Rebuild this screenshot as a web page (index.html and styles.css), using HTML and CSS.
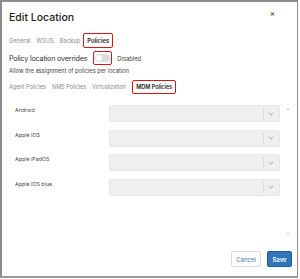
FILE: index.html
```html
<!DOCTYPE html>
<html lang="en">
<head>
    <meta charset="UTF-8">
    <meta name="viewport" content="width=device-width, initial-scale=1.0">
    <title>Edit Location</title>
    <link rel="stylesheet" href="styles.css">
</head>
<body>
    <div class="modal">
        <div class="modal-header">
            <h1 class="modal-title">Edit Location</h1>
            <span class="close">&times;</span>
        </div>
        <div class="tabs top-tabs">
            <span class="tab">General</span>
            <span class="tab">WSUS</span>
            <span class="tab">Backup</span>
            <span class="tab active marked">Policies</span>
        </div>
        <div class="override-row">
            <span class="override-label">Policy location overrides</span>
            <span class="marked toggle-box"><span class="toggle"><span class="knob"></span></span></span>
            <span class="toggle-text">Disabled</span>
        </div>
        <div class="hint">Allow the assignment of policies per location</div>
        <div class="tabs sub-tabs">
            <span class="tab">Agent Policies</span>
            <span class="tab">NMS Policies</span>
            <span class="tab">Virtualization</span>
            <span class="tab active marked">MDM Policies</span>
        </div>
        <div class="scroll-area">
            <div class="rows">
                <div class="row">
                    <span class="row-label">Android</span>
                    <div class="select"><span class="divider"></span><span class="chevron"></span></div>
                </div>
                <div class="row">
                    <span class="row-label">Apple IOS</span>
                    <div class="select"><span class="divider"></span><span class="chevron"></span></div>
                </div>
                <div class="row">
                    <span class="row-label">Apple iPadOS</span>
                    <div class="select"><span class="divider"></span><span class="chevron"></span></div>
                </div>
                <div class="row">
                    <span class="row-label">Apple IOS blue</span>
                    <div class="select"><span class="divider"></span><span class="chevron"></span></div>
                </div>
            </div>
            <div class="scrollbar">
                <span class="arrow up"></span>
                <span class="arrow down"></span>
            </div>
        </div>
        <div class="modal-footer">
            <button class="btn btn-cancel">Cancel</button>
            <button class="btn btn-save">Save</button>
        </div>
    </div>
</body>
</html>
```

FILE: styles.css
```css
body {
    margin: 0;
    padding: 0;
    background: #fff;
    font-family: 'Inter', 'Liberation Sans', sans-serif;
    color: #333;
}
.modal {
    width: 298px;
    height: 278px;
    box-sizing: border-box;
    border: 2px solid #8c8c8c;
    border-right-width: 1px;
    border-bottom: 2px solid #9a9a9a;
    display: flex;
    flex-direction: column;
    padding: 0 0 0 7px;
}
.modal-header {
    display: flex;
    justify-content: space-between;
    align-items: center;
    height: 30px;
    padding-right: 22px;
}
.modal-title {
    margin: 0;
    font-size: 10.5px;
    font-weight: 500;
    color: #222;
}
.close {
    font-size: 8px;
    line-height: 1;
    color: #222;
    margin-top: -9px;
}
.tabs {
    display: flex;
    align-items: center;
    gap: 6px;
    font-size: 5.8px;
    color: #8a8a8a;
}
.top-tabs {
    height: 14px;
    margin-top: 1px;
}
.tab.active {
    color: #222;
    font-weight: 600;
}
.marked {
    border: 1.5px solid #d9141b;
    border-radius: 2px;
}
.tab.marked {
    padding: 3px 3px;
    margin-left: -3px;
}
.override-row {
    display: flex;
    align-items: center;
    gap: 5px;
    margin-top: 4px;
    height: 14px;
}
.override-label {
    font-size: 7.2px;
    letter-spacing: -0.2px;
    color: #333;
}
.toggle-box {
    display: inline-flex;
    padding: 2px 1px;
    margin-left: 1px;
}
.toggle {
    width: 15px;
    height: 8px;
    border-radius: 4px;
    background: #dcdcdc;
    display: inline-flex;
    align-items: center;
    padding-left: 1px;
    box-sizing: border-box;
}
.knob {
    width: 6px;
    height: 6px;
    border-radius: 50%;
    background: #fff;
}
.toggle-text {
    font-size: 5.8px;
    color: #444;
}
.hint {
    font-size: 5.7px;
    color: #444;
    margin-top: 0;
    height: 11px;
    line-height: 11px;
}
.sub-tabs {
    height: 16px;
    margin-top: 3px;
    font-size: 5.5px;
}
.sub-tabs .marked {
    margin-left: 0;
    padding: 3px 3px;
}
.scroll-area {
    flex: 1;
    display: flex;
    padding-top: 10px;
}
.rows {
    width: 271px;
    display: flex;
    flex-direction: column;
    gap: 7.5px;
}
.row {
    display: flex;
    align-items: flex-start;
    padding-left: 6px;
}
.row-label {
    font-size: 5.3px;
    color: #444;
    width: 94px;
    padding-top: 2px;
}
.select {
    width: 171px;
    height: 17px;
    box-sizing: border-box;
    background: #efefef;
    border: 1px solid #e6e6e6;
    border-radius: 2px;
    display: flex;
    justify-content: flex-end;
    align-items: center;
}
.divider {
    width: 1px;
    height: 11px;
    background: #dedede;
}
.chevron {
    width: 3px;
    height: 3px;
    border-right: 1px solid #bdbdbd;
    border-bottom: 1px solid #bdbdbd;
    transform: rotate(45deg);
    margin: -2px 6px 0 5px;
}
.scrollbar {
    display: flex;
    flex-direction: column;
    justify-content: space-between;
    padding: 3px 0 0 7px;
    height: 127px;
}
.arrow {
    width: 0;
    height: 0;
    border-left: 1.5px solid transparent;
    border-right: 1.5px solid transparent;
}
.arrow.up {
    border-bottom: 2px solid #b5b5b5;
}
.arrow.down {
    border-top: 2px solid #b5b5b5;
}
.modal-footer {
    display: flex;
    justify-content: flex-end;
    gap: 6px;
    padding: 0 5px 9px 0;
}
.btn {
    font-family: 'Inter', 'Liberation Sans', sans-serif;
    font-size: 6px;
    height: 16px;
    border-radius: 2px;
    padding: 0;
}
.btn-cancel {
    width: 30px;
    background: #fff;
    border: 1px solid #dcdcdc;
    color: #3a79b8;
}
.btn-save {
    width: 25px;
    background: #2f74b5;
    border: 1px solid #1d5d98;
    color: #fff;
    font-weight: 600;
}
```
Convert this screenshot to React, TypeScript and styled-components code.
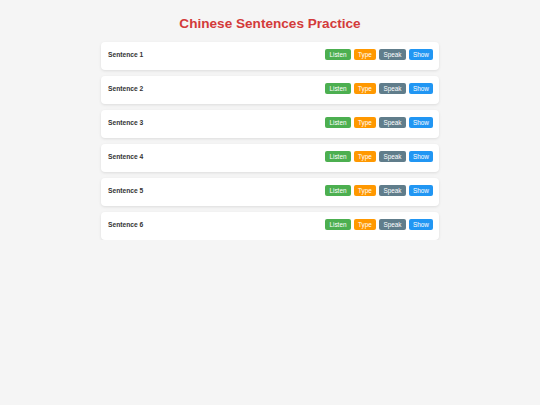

------------------------

(Task objective)
Give back the whole listing as it stands, minus its pictures.

(Final answer)
Rebuild this screenshot as a web page (index.html and styles.css), using HTML and CSS.
FILE: index.html
```html
<!DOCTYPE html>
<html lang="en">
<head>
    <meta charset="UTF-8">
    <meta name="viewport" content="width=device-width, initial-scale=1.0">
    <title>Edit Location</title>
    <link rel="stylesheet" href="styles.css">
</head>
<body>
    <div class="modal">
        <div class="modal-header">
            <h1 class="modal-title">Edit Location</h1>
            <span class="close">&times;</span>
        </div>
        <div class="tabs top-tabs">
            <span class="tab">General</span>
            <span class="tab">WSUS</span>
            <span class="tab">Backup</span>
            <span class="tab active marked">Policies</span>
        </div>
        <div class="override-row">
            <span class="override-label">Policy location overrides</span>
            <span class="marked toggle-box"><span class="toggle"><span class="knob"></span></span></span>
            <span class="toggle-text">Disabled</span>
        </div>
        <div class="hint">Allow the assignment of policies per location</div>
        <div class="tabs sub-tabs">
            <span class="tab">Agent Policies</span>
            <span class="tab">NMS Policies</span>
            <span class="tab">Virtualization</span>
            <span class="tab active marked">MDM Policies</span>
        </div>
        <div class="scroll-area">
            <div class="rows">
                <div class="row">
                    <span class="row-label">Android</span>
                    <div class="select"><span class="divider"></span><span class="chevron"></span></div>
                </div>
                <div class="row">
                    <span class="row-label">Apple IOS</span>
                    <div class="select"><span class="divider"></span><span class="chevron"></span></div>
                </div>
                <div class="row">
                    <span class="row-label">Apple iPadOS</span>
                    <div class="select"><span class="divider"></span><span class="chevron"></span></div>
                </div>
                <div class="row">
                    <span class="row-label">Apple IOS blue</span>
                    <div class="select"><span class="divider"></span><span class="chevron"></span></div>
                </div>
            </div>
            <div class="scrollbar">
                <span class="arrow up"></span>
                <span class="arrow down"></span>
            </div>
        </div>
        <div class="modal-footer">
            <button class="btn btn-cancel">Cancel</button>
            <button class="btn btn-save">Save</button>
        </div>
    </div>
</body>
</html>
```

FILE: styles.css
```css
body {
    margin: 0;
    padding: 0;
    background: #fff;
    font-family: 'Inter', 'Liberation Sans', sans-serif;
    color: #333;
}
.modal {
    width: 298px;
    height: 278px;
    box-sizing: border-box;
    border: 2px solid #8c8c8c;
    border-right-width: 1px;
    border-bottom: 2px solid #9a9a9a;
    display: flex;
    flex-direction: column;
    padding: 0 0 0 7px;
}
.modal-header {
    display: flex;
    justify-content: space-between;
    align-items: center;
    height: 30px;
    padding-right: 22px;
}
.modal-title {
    margin: 0;
    font-size: 10.5px;
    font-weight: 500;
    color: #222;
}
.close {
    font-size: 8px;
    line-height: 1;
    color: #222;
    margin-top: -9px;
}
.tabs {
    display: flex;
    align-items: center;
    gap: 6px;
    font-size: 5.8px;
    color: #8a8a8a;
}
.top-tabs {
    height: 14px;
    margin-top: 1px;
}
.tab.active {
    color: #222;
    font-weight: 600;
}
.marked {
    border: 1.5px solid #d9141b;
    border-radius: 2px;
}
.tab.marked {
    padding: 3px 3px;
    margin-left: -3px;
}
.override-row {
    display: flex;
    align-items: center;
    gap: 5px;
    margin-top: 4px;
    height: 14px;
}
.override-label {
    font-size: 7.2px;
    letter-spacing: -0.2px;
    color: #333;
}
.toggle-box {
    display: inline-flex;
    padding: 2px 1px;
    margin-left: 1px;
}
.toggle {
    width: 15px;
    height: 8px;
    border-radius: 4px;
    background: #dcdcdc;
    display: inline-flex;
    align-items: center;
    padding-left: 1px;
    box-sizing: border-box;
}
.knob {
    width: 6px;
    height: 6px;
    border-radius: 50%;
    background: #fff;
}
.toggle-text {
    font-size: 5.8px;
    color: #444;
}
.hint {
    font-size: 5.7px;
    color: #444;
    margin-top: 0;
    height: 11px;
    line-height: 11px;
}
.sub-tabs {
    height: 16px;
    margin-top: 3px;
    font-size: 5.5px;
}
.sub-tabs .marked {
    margin-left: 0;
    padding: 3px 3px;
}
.scroll-area {
    flex: 1;
    display: flex;
    padding-top: 10px;
}
.rows {
    width: 271px;
    display: flex;
    flex-direction: column;
    gap: 7.5px;
}
.row {
    display: flex;
    align-items: flex-start;
    padding-left: 6px;
}
.row-label {
    font-size: 5.3px;
    color: #444;
    width: 94px;
    padding-top: 2px;
}
.select {
    width: 171px;
    height: 17px;
    box-sizing: border-box;
    background: #efefef;
    border: 1px solid #e6e6e6;
    border-radius: 2px;
    display: flex;
    justify-content: flex-end;
    align-items: center;
}
.divider {
    width: 1px;
    height: 11px;
    background: #dedede;
}
.chevron {
    width: 3px;
    height: 3px;
    border-right: 1px solid #bdbdbd;
    border-bottom: 1px solid #bdbdbd;
    transform: rotate(45deg);
    margin: -2px 6px 0 5px;
}
.scrollbar {
    display: flex;
    flex-direction: column;
    justify-content: space-between;
    padding: 3px 0 0 7px;
    height: 127px;
}
.arrow {
    width: 0;
    height: 0;
    border-left: 1.5px solid transparent;
    border-right: 1.5px solid transparent;
}
.arrow.up {
    border-bottom: 2px solid #b5b5b5;
}
.arrow.down {
    border-top: 2px solid #b5b5b5;
}
.modal-footer {
    display: flex;
    justify-content: flex-end;
    gap: 6px;
    padding: 0 5px 9px 0;
}
.btn {
    font-family: 'Inter', 'Liberation Sans', sans-serif;
    font-size: 6px;
    height: 16px;
    border-radius: 2px;
    padding: 0;
}
.btn-cancel {
    width: 30px;
    background: #fff;
    border: 1px solid #dcdcdc;
    color: #3a79b8;
}
.btn-save {
    width: 25px;
    background: #2f74b5;
    border: 1px solid #1d5d98;
    color: #fff;
    font-weight: 600;
}
```
Convert this screenshot to React, TypeScript and styled-components code.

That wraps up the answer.